• **EXERCISE**
From the records below, copy every line that contains the word "screenshot".

• **DATA RECORDS**
========================================

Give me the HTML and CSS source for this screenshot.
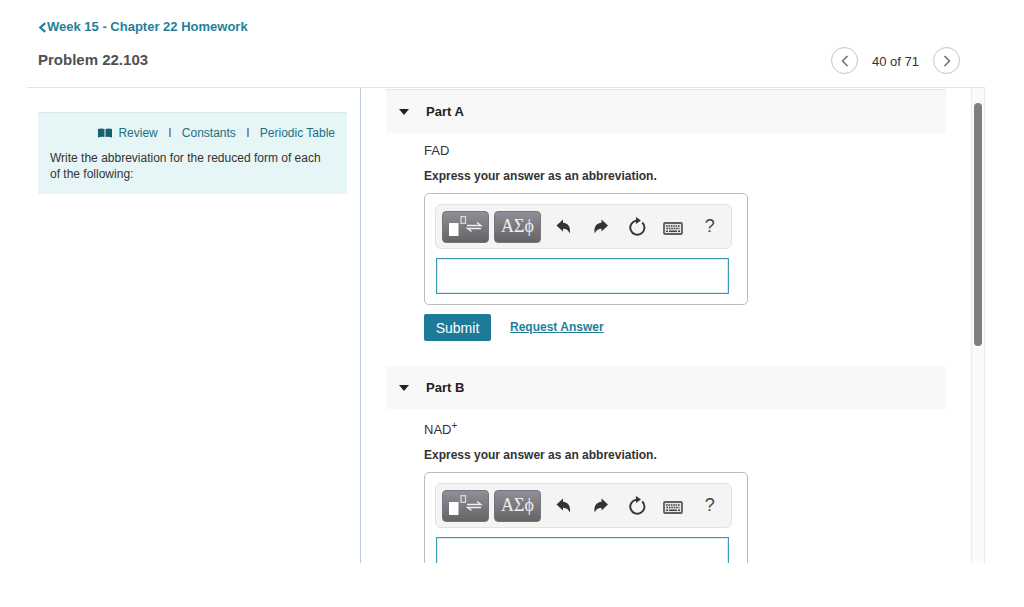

========================================

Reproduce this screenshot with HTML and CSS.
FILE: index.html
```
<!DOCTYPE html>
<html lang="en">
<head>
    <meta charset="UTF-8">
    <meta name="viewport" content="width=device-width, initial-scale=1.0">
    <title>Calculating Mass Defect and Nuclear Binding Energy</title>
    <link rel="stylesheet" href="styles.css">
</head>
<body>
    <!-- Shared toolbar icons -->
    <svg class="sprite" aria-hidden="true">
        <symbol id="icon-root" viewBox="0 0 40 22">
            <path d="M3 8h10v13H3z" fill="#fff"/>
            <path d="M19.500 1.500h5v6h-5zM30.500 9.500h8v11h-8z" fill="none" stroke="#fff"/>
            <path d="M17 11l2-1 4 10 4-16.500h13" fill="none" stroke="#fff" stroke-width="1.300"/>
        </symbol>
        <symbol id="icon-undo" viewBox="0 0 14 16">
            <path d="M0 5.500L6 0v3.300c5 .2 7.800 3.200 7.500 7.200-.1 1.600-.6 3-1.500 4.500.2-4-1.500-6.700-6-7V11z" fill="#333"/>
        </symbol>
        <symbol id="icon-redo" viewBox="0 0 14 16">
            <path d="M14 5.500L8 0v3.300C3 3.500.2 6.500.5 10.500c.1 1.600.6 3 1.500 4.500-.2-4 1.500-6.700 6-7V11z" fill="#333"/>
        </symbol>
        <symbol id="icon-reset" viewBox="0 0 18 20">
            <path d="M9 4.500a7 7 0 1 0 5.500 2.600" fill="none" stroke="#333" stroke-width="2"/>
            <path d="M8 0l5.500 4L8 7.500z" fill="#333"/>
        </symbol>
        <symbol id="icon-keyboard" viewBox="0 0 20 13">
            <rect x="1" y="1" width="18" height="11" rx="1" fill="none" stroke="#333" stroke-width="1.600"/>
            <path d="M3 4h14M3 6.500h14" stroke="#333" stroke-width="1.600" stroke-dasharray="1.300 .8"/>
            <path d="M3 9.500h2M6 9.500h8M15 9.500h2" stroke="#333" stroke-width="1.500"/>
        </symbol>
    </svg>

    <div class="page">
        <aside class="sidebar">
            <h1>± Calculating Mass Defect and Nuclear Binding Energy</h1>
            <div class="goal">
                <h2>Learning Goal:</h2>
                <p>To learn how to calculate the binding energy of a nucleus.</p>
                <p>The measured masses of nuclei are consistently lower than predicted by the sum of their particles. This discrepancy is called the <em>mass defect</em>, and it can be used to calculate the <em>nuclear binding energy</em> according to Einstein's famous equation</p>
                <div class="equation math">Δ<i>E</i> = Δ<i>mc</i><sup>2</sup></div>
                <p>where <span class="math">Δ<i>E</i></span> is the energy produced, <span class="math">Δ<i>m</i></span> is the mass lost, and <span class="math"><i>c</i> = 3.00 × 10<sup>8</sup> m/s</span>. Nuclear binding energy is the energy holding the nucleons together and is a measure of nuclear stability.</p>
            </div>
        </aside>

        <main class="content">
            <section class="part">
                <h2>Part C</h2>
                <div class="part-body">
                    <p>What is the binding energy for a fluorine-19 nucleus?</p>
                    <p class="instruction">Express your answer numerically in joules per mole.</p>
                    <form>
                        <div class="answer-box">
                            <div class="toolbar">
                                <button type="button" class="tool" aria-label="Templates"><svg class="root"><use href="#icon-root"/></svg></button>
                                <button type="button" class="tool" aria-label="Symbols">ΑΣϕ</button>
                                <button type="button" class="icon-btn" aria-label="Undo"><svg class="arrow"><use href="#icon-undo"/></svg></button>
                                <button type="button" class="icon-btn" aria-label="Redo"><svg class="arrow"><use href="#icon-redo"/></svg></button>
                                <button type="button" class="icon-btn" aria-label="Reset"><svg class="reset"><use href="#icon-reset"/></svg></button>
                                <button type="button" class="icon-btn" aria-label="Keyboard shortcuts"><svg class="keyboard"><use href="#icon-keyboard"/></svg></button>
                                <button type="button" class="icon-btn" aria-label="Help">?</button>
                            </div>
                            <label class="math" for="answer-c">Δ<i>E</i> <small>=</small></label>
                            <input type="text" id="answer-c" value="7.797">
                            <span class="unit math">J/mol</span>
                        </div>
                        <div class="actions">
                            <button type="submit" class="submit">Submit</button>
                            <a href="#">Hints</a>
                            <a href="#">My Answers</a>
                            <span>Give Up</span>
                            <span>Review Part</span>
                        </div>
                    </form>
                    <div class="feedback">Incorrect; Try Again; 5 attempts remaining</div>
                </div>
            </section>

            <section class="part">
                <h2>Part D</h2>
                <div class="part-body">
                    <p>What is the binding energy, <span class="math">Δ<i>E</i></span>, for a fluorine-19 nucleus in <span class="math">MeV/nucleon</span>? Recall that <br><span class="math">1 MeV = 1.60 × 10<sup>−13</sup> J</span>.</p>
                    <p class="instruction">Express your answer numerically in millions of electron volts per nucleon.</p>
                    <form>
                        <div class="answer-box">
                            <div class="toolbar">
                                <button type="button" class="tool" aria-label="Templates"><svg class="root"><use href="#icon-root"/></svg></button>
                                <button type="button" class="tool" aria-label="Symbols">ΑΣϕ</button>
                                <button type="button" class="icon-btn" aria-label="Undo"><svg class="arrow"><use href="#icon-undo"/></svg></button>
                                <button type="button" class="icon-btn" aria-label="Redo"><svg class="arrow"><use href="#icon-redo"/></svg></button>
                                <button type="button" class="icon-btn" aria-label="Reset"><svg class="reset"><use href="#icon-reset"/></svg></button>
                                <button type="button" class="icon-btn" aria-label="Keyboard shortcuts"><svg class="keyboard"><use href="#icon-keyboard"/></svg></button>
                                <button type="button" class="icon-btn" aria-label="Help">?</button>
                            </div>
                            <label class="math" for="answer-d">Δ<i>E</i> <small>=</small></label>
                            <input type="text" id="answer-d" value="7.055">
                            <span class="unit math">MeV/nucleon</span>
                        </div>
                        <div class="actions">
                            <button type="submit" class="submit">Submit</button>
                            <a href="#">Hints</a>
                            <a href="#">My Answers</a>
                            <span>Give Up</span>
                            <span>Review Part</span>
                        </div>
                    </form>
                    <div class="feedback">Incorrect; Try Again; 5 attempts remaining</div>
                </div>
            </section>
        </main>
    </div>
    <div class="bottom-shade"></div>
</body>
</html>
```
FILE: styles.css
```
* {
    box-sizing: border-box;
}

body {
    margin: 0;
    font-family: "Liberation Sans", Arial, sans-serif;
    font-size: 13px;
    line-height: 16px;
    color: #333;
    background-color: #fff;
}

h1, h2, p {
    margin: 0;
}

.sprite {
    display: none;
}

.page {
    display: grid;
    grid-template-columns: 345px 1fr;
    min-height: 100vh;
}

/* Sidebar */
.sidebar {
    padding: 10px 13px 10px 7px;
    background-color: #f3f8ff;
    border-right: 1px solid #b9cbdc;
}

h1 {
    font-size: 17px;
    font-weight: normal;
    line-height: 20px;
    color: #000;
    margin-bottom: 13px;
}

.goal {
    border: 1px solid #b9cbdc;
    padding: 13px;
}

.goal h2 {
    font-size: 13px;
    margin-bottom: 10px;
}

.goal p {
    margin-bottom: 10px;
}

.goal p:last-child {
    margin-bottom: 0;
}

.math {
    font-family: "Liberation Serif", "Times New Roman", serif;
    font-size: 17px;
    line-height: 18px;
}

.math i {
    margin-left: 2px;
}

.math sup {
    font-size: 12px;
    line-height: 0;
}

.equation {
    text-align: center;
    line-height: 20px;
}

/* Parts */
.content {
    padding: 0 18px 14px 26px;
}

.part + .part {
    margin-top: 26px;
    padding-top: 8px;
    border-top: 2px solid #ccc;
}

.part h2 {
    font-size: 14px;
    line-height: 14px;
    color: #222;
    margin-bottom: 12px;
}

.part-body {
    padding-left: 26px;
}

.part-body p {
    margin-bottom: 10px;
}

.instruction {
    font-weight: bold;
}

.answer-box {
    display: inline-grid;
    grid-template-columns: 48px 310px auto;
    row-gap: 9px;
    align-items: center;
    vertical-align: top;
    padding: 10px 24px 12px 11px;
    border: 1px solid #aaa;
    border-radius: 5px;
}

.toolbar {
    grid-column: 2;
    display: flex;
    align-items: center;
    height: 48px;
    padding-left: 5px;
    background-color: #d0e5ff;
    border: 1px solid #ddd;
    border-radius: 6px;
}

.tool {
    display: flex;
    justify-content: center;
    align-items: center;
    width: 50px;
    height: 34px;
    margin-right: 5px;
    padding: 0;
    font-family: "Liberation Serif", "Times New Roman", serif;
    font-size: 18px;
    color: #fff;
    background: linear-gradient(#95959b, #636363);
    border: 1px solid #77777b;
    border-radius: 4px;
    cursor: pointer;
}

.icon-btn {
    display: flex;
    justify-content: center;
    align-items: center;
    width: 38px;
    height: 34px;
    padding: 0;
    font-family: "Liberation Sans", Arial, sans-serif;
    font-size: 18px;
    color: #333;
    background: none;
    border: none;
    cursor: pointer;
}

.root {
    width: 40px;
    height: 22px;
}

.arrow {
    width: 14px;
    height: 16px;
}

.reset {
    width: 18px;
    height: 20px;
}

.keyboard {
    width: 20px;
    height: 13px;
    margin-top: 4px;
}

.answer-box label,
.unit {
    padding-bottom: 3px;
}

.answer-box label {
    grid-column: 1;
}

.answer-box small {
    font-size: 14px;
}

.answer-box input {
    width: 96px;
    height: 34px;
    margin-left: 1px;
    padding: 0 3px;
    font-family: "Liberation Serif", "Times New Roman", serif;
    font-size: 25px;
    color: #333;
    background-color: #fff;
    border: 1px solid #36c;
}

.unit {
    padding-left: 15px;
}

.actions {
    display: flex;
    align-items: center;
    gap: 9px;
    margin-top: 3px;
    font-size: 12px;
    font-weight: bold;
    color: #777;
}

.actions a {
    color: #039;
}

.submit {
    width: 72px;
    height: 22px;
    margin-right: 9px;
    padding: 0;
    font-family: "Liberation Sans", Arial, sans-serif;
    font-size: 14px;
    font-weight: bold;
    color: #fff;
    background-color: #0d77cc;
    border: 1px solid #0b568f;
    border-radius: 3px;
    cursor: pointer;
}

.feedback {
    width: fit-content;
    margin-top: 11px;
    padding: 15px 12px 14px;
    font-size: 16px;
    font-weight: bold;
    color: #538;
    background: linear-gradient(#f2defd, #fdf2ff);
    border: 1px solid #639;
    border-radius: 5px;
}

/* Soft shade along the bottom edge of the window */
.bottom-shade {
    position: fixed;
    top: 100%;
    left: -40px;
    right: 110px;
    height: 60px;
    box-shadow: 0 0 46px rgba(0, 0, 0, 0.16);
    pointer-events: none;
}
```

========================================

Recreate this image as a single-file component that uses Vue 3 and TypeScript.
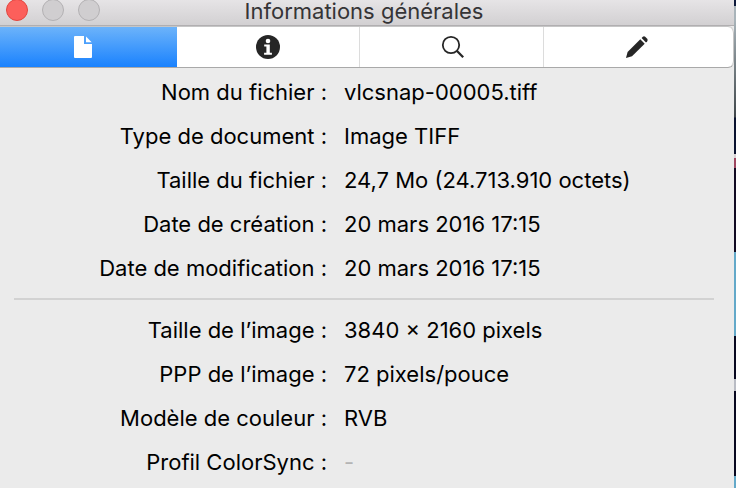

========================================

• **OUTPUT**
Give me the HTML and CSS source for this screenshot.
Reproduce this screenshot with HTML and CSS.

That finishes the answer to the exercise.